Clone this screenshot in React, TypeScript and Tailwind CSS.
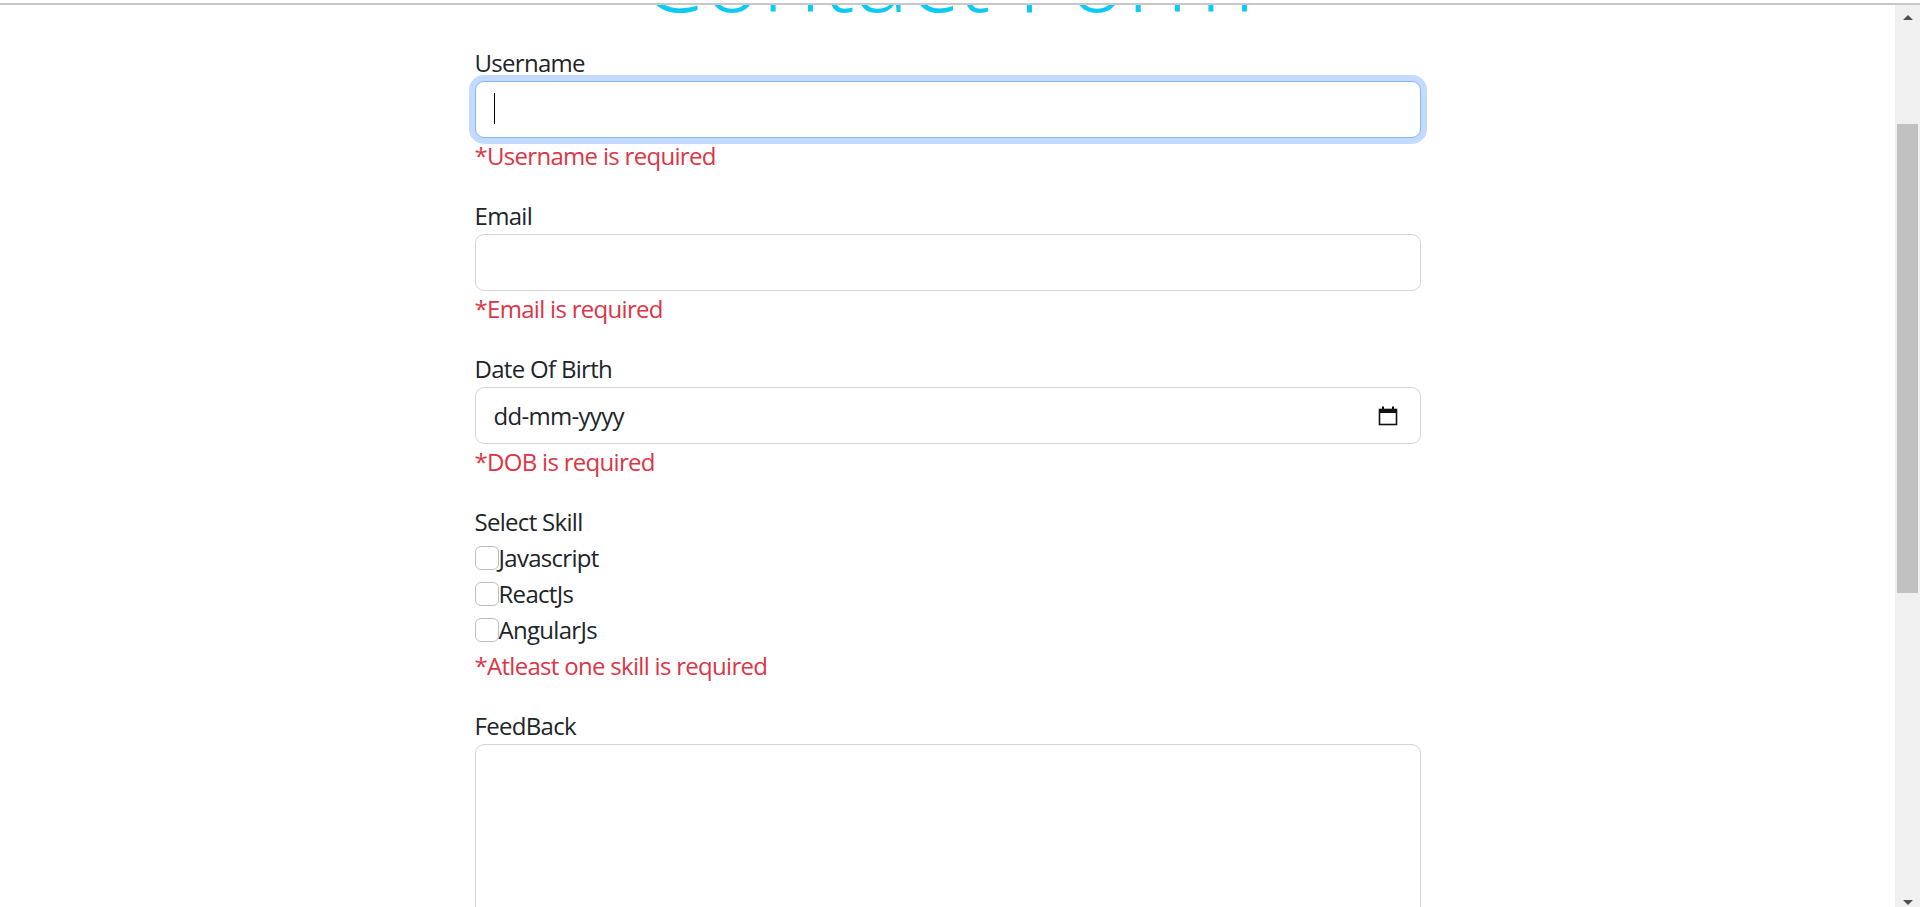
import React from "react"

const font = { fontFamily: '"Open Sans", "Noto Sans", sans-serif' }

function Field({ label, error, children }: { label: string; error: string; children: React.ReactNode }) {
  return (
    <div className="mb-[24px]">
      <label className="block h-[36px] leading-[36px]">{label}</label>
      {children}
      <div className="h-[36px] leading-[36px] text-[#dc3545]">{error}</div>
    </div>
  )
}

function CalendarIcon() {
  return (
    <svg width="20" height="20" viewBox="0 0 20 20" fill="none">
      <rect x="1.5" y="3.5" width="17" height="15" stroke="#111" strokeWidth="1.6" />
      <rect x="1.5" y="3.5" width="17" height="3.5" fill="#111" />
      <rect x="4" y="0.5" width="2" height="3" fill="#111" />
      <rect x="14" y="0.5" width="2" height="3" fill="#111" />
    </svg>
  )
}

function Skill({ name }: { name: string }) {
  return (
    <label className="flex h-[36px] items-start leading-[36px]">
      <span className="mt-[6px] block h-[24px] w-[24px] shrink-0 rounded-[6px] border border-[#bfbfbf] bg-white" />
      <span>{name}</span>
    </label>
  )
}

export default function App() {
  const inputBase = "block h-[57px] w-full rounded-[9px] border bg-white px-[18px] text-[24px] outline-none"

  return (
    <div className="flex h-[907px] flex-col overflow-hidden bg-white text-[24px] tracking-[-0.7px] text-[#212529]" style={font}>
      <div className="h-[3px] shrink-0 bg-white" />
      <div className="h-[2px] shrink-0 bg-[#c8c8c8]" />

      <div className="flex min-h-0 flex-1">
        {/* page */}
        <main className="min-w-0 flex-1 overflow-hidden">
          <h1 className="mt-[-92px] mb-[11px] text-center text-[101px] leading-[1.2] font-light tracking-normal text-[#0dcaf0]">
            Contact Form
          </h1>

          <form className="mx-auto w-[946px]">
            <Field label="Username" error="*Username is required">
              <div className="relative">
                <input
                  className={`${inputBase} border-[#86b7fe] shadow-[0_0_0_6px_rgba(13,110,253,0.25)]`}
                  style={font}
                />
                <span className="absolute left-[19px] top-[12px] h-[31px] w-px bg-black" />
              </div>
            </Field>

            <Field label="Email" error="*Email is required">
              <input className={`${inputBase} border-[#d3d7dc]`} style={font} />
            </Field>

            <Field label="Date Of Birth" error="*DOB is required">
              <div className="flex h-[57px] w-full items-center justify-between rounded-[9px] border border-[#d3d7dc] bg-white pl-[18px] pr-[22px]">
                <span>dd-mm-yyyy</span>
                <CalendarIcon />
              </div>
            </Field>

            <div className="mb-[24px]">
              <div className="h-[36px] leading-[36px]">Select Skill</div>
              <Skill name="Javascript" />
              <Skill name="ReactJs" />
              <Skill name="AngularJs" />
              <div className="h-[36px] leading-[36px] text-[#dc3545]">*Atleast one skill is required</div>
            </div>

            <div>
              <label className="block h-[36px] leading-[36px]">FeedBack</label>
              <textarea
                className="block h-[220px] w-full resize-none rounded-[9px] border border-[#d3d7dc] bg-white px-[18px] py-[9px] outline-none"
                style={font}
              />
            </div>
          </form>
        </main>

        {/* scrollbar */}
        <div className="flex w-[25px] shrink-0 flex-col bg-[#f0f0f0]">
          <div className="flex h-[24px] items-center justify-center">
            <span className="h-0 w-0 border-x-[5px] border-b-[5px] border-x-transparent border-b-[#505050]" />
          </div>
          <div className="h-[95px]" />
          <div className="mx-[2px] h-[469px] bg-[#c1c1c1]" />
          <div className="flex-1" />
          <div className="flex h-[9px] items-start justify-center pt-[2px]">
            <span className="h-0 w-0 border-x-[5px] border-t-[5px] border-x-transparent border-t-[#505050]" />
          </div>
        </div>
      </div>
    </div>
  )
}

Problem statement —
Your copy of the data should match it exactly, except that pictures are left out.

Solution to the exercise —
Clone this screenshot in React, TypeScript and Tailwind CSS.
import React from "react"

const font = { fontFamily: '"Open Sans", "Noto Sans", sans-serif' }

function Field({ label, error, children }: { label: string; error: string; children: React.ReactNode }) {
  return (
    <div className="mb-[24px]">
      <label className="block h-[36px] leading-[36px]">{label}</label>
      {children}
      <div className="h-[36px] leading-[36px] text-[#dc3545]">{error}</div>
    </div>
  )
}

function CalendarIcon() {
  return (
    <svg width="20" height="20" viewBox="0 0 20 20" fill="none">
      <rect x="1.5" y="3.5" width="17" height="15" stroke="#111" strokeWidth="1.6" />
      <rect x="1.5" y="3.5" width="17" height="3.5" fill="#111" />
      <rect x="4" y="0.5" width="2" height="3" fill="#111" />
      <rect x="14" y="0.5" width="2" height="3" fill="#111" />
    </svg>
  )
}

function Skill({ name }: { name: string }) {
  return (
    <label className="flex h-[36px] items-start leading-[36px]">
      <span className="mt-[6px] block h-[24px] w-[24px] shrink-0 rounded-[6px] border border-[#bfbfbf] bg-white" />
      <span>{name}</span>
    </label>
  )
}

export default function App() {
  const inputBase = "block h-[57px] w-full rounded-[9px] border bg-white px-[18px] text-[24px] outline-none"

  return (
    <div className="flex h-[907px] flex-col overflow-hidden bg-white text-[24px] tracking-[-0.7px] text-[#212529]" style={font}>
      <div className="h-[3px] shrink-0 bg-white" />
      <div className="h-[2px] shrink-0 bg-[#c8c8c8]" />

      <div className="flex min-h-0 flex-1">
        {/* page */}
        <main className="min-w-0 flex-1 overflow-hidden">
          <h1 className="mt-[-92px] mb-[11px] text-center text-[101px] leading-[1.2] font-light tracking-normal text-[#0dcaf0]">
            Contact Form
          </h1>

          <form className="mx-auto w-[946px]">
            <Field label="Username" error="*Username is required">
              <div className="relative">
                <input
                  className={`${inputBase} border-[#86b7fe] shadow-[0_0_0_6px_rgba(13,110,253,0.25)]`}
                  style={font}
                />
                <span className="absolute left-[19px] top-[12px] h-[31px] w-px bg-black" />
              </div>
            </Field>

            <Field label="Email" error="*Email is required">
              <input className={`${inputBase} border-[#d3d7dc]`} style={font} />
            </Field>

            <Field label="Date Of Birth" error="*DOB is required">
              <div className="flex h-[57px] w-full items-center justify-between rounded-[9px] border border-[#d3d7dc] bg-white pl-[18px] pr-[22px]">
                <span>dd-mm-yyyy</span>
                <CalendarIcon />
              </div>
            </Field>

            <div className="mb-[24px]">
              <div className="h-[36px] leading-[36px]">Select Skill</div>
              <Skill name="Javascript" />
              <Skill name="ReactJs" />
              <Skill name="AngularJs" />
              <div className="h-[36px] leading-[36px] text-[#dc3545]">*Atleast one skill is required</div>
            </div>

            <div>
              <label className="block h-[36px] leading-[36px]">FeedBack</label>
              <textarea
                className="block h-[220px] w-full resize-none rounded-[9px] border border-[#d3d7dc] bg-white px-[18px] py-[9px] outline-none"
                style={font}
              />
            </div>
          </form>
        </main>

        {/* scrollbar */}
        <div className="flex w-[25px] shrink-0 flex-col bg-[#f0f0f0]">
          <div className="flex h-[24px] items-center justify-center">
            <span className="h-0 w-0 border-x-[5px] border-b-[5px] border-x-transparent border-b-[#505050]" />
          </div>
          <div className="h-[95px]" />
          <div className="mx-[2px] h-[469px] bg-[#c1c1c1]" />
          <div className="flex-1" />
          <div className="flex h-[9px] items-start justify-center pt-[2px]">
            <span className="h-0 w-0 border-x-[5px] border-t-[5px] border-x-transparent border-t-[#505050]" />
          </div>
        </div>
      </div>
    </div>
  )
}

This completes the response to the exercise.